Exercise: Write out the material exactly, without any of its pictures.

==*==

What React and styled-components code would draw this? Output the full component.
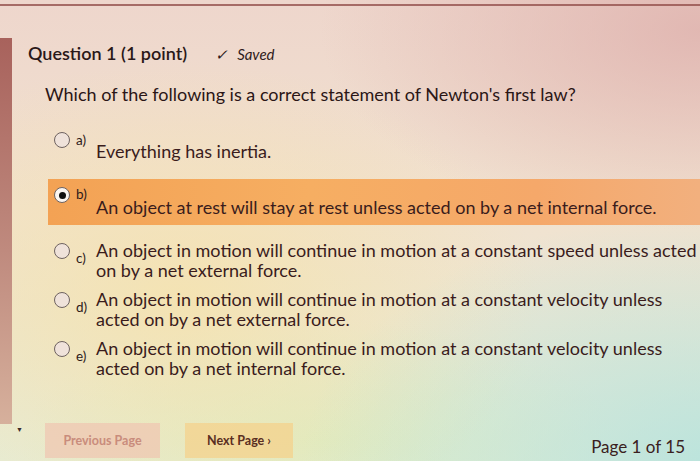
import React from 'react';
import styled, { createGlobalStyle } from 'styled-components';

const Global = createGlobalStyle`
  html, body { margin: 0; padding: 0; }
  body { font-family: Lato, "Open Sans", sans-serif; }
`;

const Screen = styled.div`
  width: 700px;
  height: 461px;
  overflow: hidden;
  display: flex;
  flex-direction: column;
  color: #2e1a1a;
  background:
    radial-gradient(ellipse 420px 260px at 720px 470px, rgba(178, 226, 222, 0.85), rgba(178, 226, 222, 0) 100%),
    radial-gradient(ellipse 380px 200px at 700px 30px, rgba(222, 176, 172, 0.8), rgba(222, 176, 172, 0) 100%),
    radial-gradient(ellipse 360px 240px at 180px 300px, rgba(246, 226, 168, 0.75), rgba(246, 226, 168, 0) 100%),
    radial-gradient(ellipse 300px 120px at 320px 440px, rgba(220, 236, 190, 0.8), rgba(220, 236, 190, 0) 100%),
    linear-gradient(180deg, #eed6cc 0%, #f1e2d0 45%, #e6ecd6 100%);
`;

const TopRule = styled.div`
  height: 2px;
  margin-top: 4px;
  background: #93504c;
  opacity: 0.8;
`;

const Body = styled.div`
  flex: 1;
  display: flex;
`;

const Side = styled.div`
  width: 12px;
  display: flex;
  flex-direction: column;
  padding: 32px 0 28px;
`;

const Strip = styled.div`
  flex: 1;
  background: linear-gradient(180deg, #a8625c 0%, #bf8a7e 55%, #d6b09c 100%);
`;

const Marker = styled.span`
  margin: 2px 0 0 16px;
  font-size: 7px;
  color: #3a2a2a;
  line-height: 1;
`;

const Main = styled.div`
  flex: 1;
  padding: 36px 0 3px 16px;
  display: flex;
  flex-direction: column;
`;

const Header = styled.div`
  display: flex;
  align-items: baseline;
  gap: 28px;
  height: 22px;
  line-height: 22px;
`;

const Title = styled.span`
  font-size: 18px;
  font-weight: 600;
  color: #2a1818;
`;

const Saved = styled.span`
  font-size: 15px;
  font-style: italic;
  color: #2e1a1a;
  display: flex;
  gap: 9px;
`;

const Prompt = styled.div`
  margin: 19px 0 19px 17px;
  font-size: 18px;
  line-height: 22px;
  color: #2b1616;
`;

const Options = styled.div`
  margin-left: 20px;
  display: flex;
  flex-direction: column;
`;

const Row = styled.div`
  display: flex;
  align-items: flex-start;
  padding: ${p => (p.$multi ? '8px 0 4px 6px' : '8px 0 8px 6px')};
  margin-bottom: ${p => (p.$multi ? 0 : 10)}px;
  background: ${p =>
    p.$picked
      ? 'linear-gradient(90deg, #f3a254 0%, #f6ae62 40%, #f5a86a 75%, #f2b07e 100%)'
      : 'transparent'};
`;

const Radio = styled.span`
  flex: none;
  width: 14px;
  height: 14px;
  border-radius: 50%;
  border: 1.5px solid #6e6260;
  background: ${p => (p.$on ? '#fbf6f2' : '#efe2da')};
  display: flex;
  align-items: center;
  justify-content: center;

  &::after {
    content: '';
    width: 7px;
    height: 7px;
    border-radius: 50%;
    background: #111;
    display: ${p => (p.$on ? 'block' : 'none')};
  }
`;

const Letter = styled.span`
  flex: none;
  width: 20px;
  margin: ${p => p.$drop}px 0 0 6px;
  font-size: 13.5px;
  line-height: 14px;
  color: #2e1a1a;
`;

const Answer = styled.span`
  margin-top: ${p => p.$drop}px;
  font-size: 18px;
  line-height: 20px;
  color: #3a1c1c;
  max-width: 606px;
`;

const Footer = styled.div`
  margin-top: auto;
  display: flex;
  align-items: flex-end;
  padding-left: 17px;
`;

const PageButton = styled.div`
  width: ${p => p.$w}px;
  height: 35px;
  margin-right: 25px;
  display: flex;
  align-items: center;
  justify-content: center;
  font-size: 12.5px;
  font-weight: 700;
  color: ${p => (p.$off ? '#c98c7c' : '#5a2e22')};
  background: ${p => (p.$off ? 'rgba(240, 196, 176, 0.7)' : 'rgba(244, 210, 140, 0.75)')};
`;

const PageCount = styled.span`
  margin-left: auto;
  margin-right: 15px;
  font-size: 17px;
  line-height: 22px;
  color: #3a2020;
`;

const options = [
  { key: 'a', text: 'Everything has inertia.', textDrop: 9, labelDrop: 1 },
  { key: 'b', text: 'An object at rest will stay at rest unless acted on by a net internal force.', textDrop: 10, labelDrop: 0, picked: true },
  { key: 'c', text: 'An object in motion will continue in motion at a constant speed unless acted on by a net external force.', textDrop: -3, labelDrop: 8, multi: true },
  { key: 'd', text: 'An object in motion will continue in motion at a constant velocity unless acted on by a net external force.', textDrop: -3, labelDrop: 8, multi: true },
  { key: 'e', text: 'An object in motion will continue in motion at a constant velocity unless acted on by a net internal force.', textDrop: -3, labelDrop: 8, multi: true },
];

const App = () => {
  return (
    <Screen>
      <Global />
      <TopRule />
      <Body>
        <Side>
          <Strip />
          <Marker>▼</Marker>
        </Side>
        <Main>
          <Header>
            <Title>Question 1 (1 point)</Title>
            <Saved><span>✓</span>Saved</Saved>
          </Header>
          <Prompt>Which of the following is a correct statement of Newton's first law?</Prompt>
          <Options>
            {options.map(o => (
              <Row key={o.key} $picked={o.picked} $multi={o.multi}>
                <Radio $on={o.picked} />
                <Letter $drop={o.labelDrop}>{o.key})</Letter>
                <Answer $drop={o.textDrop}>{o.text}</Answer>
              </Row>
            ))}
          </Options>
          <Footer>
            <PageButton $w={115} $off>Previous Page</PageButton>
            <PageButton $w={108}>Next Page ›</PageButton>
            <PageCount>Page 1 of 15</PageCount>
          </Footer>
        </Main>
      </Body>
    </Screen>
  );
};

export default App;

==*==

Response to the exercise:
What React and styled-components code would draw this? Output the full component.
import React from 'react';
import styled, { createGlobalStyle } from 'styled-components';

const Global = createGlobalStyle`
  html, body { margin: 0; padding: 0; }
  body { font-family: Lato, "Open Sans", sans-serif; }
`;

const Screen = styled.div`
  width: 700px;
  height: 461px;
  overflow: hidden;
  display: flex;
  flex-direction: column;
  color: #2e1a1a;
  background:
    radial-gradient(ellipse 420px 260px at 720px 470px, rgba(178, 226, 222, 0.85), rgba(178, 226, 222, 0) 100%),
    radial-gradient(ellipse 380px 200px at 700px 30px, rgba(222, 176, 172, 0.8), rgba(222, 176, 172, 0) 100%),
    radial-gradient(ellipse 360px 240px at 180px 300px, rgba(246, 226, 168, 0.75), rgba(246, 226, 168, 0) 100%),
    radial-gradient(ellipse 300px 120px at 320px 440px, rgba(220, 236, 190, 0.8), rgba(220, 236, 190, 0) 100%),
    linear-gradient(180deg, #eed6cc 0%, #f1e2d0 45%, #e6ecd6 100%);
`;

const TopRule = styled.div`
  height: 2px;
  margin-top: 4px;
  background: #93504c;
  opacity: 0.8;
`;

const Body = styled.div`
  flex: 1;
  display: flex;
`;

const Side = styled.div`
  width: 12px;
  display: flex;
  flex-direction: column;
  padding: 32px 0 28px;
`;

const Strip = styled.div`
  flex: 1;
  background: linear-gradient(180deg, #a8625c 0%, #bf8a7e 55%, #d6b09c 100%);
`;

const Marker = styled.span`
  margin: 2px 0 0 16px;
  font-size: 7px;
  color: #3a2a2a;
  line-height: 1;
`;

const Main = styled.div`
  flex: 1;
  padding: 36px 0 3px 16px;
  display: flex;
  flex-direction: column;
`;

const Header = styled.div`
  display: flex;
  align-items: baseline;
  gap: 28px;
  height: 22px;
  line-height: 22px;
`;

const Title = styled.span`
  font-size: 18px;
  font-weight: 600;
  color: #2a1818;
`;

const Saved = styled.span`
  font-size: 15px;
  font-style: italic;
  color: #2e1a1a;
  display: flex;
  gap: 9px;
`;

const Prompt = styled.div`
  margin: 19px 0 19px 17px;
  font-size: 18px;
  line-height: 22px;
  color: #2b1616;
`;

const Options = styled.div`
  margin-left: 20px;
  display: flex;
  flex-direction: column;
`;

const Row = styled.div`
  display: flex;
  align-items: flex-start;
  padding: ${p => (p.$multi ? '8px 0 4px 6px' : '8px 0 8px 6px')};
  margin-bottom: ${p => (p.$multi ? 0 : 10)}px;
  background: ${p =>
    p.$picked
      ? 'linear-gradient(90deg, #f3a254 0%, #f6ae62 40%, #f5a86a 75%, #f2b07e 100%)'
      : 'transparent'};
`;

const Radio = styled.span`
  flex: none;
  width: 14px;
  height: 14px;
  border-radius: 50%;
  border: 1.5px solid #6e6260;
  background: ${p => (p.$on ? '#fbf6f2' : '#efe2da')};
  display: flex;
  align-items: center;
  justify-content: center;

  &::after {
    content: '';
    width: 7px;
    height: 7px;
    border-radius: 50%;
    background: #111;
    display: ${p => (p.$on ? 'block' : 'none')};
  }
`;

const Letter = styled.span`
  flex: none;
  width: 20px;
  margin: ${p => p.$drop}px 0 0 6px;
  font-size: 13.5px;
  line-height: 14px;
  color: #2e1a1a;
`;

const Answer = styled.span`
  margin-top: ${p => p.$drop}px;
  font-size: 18px;
  line-height: 20px;
  color: #3a1c1c;
  max-width: 606px;
`;

const Footer = styled.div`
  margin-top: auto;
  display: flex;
  align-items: flex-end;
  padding-left: 17px;
`;

const PageButton = styled.div`
  width: ${p => p.$w}px;
  height: 35px;
  margin-right: 25px;
  display: flex;
  align-items: center;
  justify-content: center;
  font-size: 12.5px;
  font-weight: 700;
  color: ${p => (p.$off ? '#c98c7c' : '#5a2e22')};
  background: ${p => (p.$off ? 'rgba(240, 196, 176, 0.7)' : 'rgba(244, 210, 140, 0.75)')};
`;

const PageCount = styled.span`
  margin-left: auto;
  margin-right: 15px;
  font-size: 17px;
  line-height: 22px;
  color: #3a2020;
`;

const options = [
  { key: 'a', text: 'Everything has inertia.', textDrop: 9, labelDrop: 1 },
  { key: 'b', text: 'An object at rest will stay at rest unless acted on by a net internal force.', textDrop: 10, labelDrop: 0, picked: true },
  { key: 'c', text: 'An object in motion will continue in motion at a constant speed unless acted on by a net external force.', textDrop: -3, labelDrop: 8, multi: true },
  { key: 'd', text: 'An object in motion will continue in motion at a constant velocity unless acted on by a net external force.', textDrop: -3, labelDrop: 8, multi: true },
  { key: 'e', text: 'An object in motion will continue in motion at a constant velocity unless acted on by a net internal force.', textDrop: -3, labelDrop: 8, multi: true },
];

const App = () => {
  return (
    <Screen>
      <Global />
      <TopRule />
      <Body>
        <Side>
          <Strip />
          <Marker>▼</Marker>
        </Side>
        <Main>
          <Header>
            <Title>Question 1 (1 point)</Title>
            <Saved><span>✓</span>Saved</Saved>
          </Header>
          <Prompt>Which of the following is a correct statement of Newton's first law?</Prompt>
          <Options>
            {options.map(o => (
              <Row key={o.key} $picked={o.picked} $multi={o.multi}>
                <Radio $on={o.picked} />
                <Letter $drop={o.labelDrop}>{o.key})</Letter>
                <Answer $drop={o.textDrop}>{o.text}</Answer>
              </Row>
            ))}
          </Options>
          <Footer>
            <PageButton $w={115} $off>Previous Page</PageButton>
            <PageButton $w={108}>Next Page ›</PageButton>
            <PageCount>Page 1 of 15</PageCount>
          </Footer>
        </Main>
      </Body>
    </Screen>
  );
};

export default App;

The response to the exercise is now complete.